Aside from contributing to Gulf security, the rapprochement between the UAE and Iran could enable better ties between Riyadh and Tehran. Consider this: Saudi Arabia previously relied on the United States and the Gulf Cooperation Council to counter Iranian influence and designs. With the exception of Oman, which has its own security and economic considerations, all the Gulf States were more or less in one Saudi-and-U.S.-led camp against Tehran. Now all that is gone. The United States seems genuinely interested in revamping its relations with Iran. Meanwhile, worries about Iran have waned in the UAE, Qatar, and Kuwait. Even Manama, which has always felt threatened by Iran, sees hope in Rouhani and Zarif. But not Saudi Arabia, which seemingly refuses to believe that a positive change has taken place in the Iranian political system, and today the Kingdom finds itself almost alone in its aggressive confrontation with Iran. And that’s not a good position to be in. The Gulf States seem to have moved on and embraced, with varying degrees, Iran’s new approach to regional relations, yet all Saudi Arabia has done is dig in its heels.
Saudi Arabia could soon realize that its self-made isolation is self-defeating.
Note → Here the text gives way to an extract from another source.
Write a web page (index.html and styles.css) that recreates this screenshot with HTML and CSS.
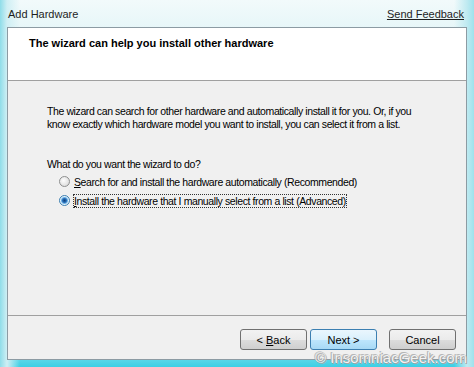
FILE: index.html
```html
<!DOCTYPE html>
<html lang="en">
<head>
  <meta charset="UTF-8" />
  <title>Add Hardware</title>
  <link rel="stylesheet" href="styles.css">
</head>
<body>
  <div class="window">
    <!-- Barra de titulo -->
    <div class="titlebar">
      <span class="title">Add Hardware</span>
      <a class="feedback" href="#">Send Feedback</a>
    </div>

    <!-- Area del asistente -->
    <div class="client">
      <div class="header">
        <h1>The wizard can help you install other hardware</h1>
      </div>

      <div class="body">
        <p class="intro">The wizard can search for other hardware and automatically install it for you. Or, if you know exactly which hardware model you want to install, you can select it from a list.</p>
        <p class="question">What do you want the wizard to do?</p>
        <ul class="options">
          <li><span class="radio"></span><span><u>S</u>earch for and install the hardware automatically (Recommended)</span></li>
          <li><span class="radio checked"></span><span class="focus"><u>I</u>nstall the hardware that I manually select from a list (Advanced)</span></li>
        </ul>
      </div>

      <div class="footer">
        <button class="btn">&lt; <u>B</u>ack</button>
        <button class="btn default">Next &gt;</button>
        <button class="btn cancel">Cancel</button>
      </div>
    </div>

    <div class="watermark">© InsomniacGeek.com</div>
  </div>
</body>
</html>
```

FILE: styles.css
```css
/* Ventana */
body {
  margin: 0;
  font-family: "Liberation Sans", Arial, sans-serif;
  font-size: 11px;
  color: #000;
}

.window {
  position: relative;
  width: 474px;
  height: 367px;
  box-sizing: border-box;
  padding: 0 7px 7px 7px;
  display: flex;
  flex-direction: column;
  background:
    linear-gradient(to right, #8fdde9 0, #cfeff4 7px, rgba(255,255,255,0) 20px, rgba(255,255,255,0) 454px, #bfeaf1 467px, #9ee2ec 474px),
    linear-gradient(to bottom, #f2fafb 0, #e6f6f8 30px, #d6f1f5 300px, #58d6e8 360px, #3ccfe4 367px);
}

.titlebar {
  height: 27px;
  display: flex;
  align-items: center;
  justify-content: space-between;
  padding: 0 3px 0 1px;
  color: #1e1e1e;
}

.feedback {
  color: #1e1e1e;
  text-decoration: underline;
}

/* Contenido */
.client {
  flex: 1;
  display: flex;
  flex-direction: column;
  border: 1px solid #8c9ba3;
  background-color: #f0f0f0;
}

.header {
  height: 53px;
  background-color: #fff;
  border-bottom: 1px solid #a0a0a0;
  padding: 8px 0 0 21px;
  box-sizing: border-box;
}

.header h1 {
  margin: 0;
  font-size: 11px;
  font-weight: bold;
  line-height: 14px;
}

.body {
  flex: 1;
  padding: 24px 30px 0 39px;
  border-bottom: 1px solid #a0a0a0;
  font-size: 10.5px;
  letter-spacing: -0.4px;
}

.intro {
  margin: 0;
  line-height: 13px;
}

.question {
  margin: 26px 0 0 0;
  line-height: 14px;
}

.options {
  list-style: none;
  margin: 1px 0 0 12px;
  padding: 0;
}

.options li {
  display: flex;
  align-items: center;
  gap: 4px;
  height: 19px;
}

.radio {
  width: 11px;
  height: 11px;
  border-radius: 50%;
  border: 1px solid #8e8f8f;
  background: radial-gradient(circle at 40% 40%, #fdfdfd 0, #e0e0e0 70%, #cfcfcf 100%);
  box-sizing: border-box;
  flex: none;
}

.radio.checked {
  border-color: #3c7fb1;
  background: radial-gradient(circle, #0a3e7c 0, #2a6db5 2px, #6ab0e6 3px, #e4f2fb 4px, #f5fafd 100%);
}

.focus {
  outline: 1px dotted #333;
  outline-offset: 0;
}

/* Botones */
.footer {
  height: 43px;
  display: flex;
  align-items: center;
  padding: 4px 10px 0 0;
  box-sizing: border-box;
  justify-content: flex-end;
}

.btn {
  width: 67px;
  height: 21px;
  margin-left: 3px;
  padding: 0;
  font-family: "Liberation Sans", Arial, sans-serif;
  font-size: 11px;
  color: #000;
  border: 1px solid #707070;
  border-radius: 3px;
  background: linear-gradient(to bottom, #f2f2f2 0, #ebebeb 50%, #dddddd 51%, #cfcfcf 100%);
}

.btn.default {
  border-color: #3c7fb1;
  background: linear-gradient(to bottom, #eaf6fd 0, #d9f0fc 50%, #bee6fd 51%, #a7d9f5 100%);
}

.btn.cancel {
  margin-left: 12px;
}

.watermark {
  position: absolute;
  right: 7px;
  bottom: 0;
  font-family: "Liberation Sans", Arial, sans-serif;
  font-size: 15px;
  line-height: 18px;
  color: #f4f4f4;
  text-shadow: 0 0 1px #888, 1px 1px 0 #aaa, -1px -1px 0 #bbb;
}
```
Whether the Kingdom takes a page out of the UAE’s book depends primarily on the wisdom of its leadership. It will still take a long time to extinguish the fires of the Saudi-Iranian theaters of conflict. But it all starts with one courageous, strategic decision, and only King Abdullah bin Abdulaziz can make it. Prince Saud al-Faisal, the Saudi Foreign Minister, was just in Oman meeting with His Majesty Sultan Qaboos to deliver a personal message from King Abdullah. Could it be a special request for Oman to mediate between Riyadh and Tehran? It is not clear, but if news of a deal between Iran and the UAE over the three islands is confirmed, Saudi Arabia will find it increasingly costly to swim alone against the tide of regional diplomacy and reconciliation.